# start of Data lines

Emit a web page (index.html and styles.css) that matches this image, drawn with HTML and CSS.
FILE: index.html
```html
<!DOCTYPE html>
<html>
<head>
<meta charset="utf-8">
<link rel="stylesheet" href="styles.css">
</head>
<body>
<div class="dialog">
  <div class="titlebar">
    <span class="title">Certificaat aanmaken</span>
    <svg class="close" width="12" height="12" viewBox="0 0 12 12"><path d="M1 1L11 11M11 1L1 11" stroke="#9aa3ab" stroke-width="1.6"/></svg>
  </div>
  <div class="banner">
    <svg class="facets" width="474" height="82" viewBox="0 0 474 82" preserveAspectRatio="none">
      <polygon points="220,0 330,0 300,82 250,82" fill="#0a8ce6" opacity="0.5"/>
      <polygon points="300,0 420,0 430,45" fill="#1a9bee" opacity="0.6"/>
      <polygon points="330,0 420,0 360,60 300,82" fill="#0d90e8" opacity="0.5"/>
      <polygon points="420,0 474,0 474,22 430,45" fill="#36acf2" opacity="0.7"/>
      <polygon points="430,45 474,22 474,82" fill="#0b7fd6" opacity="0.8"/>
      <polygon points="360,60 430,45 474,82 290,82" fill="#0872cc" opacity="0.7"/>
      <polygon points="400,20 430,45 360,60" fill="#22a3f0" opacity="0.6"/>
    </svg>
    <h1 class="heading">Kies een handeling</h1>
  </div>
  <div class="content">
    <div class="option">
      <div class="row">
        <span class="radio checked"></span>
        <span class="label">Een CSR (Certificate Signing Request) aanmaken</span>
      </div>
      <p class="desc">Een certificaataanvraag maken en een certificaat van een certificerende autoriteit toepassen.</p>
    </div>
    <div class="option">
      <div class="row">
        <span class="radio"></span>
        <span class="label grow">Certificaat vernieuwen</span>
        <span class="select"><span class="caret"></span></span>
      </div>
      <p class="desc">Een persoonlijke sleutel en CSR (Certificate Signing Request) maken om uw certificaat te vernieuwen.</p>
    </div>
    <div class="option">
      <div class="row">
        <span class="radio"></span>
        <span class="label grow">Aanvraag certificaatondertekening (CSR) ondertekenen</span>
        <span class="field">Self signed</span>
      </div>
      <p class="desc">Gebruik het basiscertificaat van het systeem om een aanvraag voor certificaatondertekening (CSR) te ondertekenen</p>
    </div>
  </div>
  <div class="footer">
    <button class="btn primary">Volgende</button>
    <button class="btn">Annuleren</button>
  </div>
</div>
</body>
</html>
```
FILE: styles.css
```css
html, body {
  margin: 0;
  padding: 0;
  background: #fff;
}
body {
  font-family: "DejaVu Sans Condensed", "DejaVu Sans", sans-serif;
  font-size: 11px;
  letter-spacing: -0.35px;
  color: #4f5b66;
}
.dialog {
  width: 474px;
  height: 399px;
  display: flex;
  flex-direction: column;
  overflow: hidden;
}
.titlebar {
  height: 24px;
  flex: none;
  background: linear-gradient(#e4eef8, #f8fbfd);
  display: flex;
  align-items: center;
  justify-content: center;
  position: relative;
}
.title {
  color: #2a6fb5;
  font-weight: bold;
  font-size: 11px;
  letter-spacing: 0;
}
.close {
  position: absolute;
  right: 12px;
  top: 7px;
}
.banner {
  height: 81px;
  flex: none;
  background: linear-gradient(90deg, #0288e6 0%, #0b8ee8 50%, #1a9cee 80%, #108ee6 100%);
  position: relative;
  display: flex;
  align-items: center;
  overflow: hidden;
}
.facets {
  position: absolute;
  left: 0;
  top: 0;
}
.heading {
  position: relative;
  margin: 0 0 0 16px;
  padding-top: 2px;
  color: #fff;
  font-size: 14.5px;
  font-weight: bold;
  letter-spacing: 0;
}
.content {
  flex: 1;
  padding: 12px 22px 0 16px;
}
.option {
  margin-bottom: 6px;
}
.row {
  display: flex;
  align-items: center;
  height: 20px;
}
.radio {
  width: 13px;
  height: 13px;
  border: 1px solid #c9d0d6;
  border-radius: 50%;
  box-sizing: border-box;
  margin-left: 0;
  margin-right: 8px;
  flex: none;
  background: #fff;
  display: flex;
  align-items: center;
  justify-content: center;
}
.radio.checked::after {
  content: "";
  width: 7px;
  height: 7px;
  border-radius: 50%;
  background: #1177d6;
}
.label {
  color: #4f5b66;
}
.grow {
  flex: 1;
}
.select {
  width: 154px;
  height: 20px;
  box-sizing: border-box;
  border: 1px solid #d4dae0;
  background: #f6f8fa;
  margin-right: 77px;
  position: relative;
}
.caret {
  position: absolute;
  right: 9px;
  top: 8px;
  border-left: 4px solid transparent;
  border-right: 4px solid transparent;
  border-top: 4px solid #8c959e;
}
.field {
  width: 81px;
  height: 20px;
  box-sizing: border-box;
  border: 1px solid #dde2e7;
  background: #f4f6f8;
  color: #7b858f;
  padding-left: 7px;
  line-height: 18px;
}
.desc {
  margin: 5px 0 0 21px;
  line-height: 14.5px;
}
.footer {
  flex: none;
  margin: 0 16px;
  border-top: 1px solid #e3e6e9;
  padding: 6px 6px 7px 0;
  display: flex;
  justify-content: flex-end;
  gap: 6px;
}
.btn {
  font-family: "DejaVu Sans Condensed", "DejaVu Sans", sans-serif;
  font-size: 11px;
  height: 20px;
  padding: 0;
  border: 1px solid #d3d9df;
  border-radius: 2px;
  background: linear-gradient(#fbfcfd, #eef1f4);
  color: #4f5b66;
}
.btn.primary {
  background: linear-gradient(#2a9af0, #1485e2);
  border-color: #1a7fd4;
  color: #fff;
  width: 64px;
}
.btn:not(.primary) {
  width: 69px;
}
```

# end of Data lines

■ Task statement
Copy every line of the material in which the word "styles" occurs.

■ Exercise output
Emit a web page (index.html and styles.css) that matches this image, drawn with HTML and CSS.
<link rel="stylesheet" href="styles.css">
FILE: styles.css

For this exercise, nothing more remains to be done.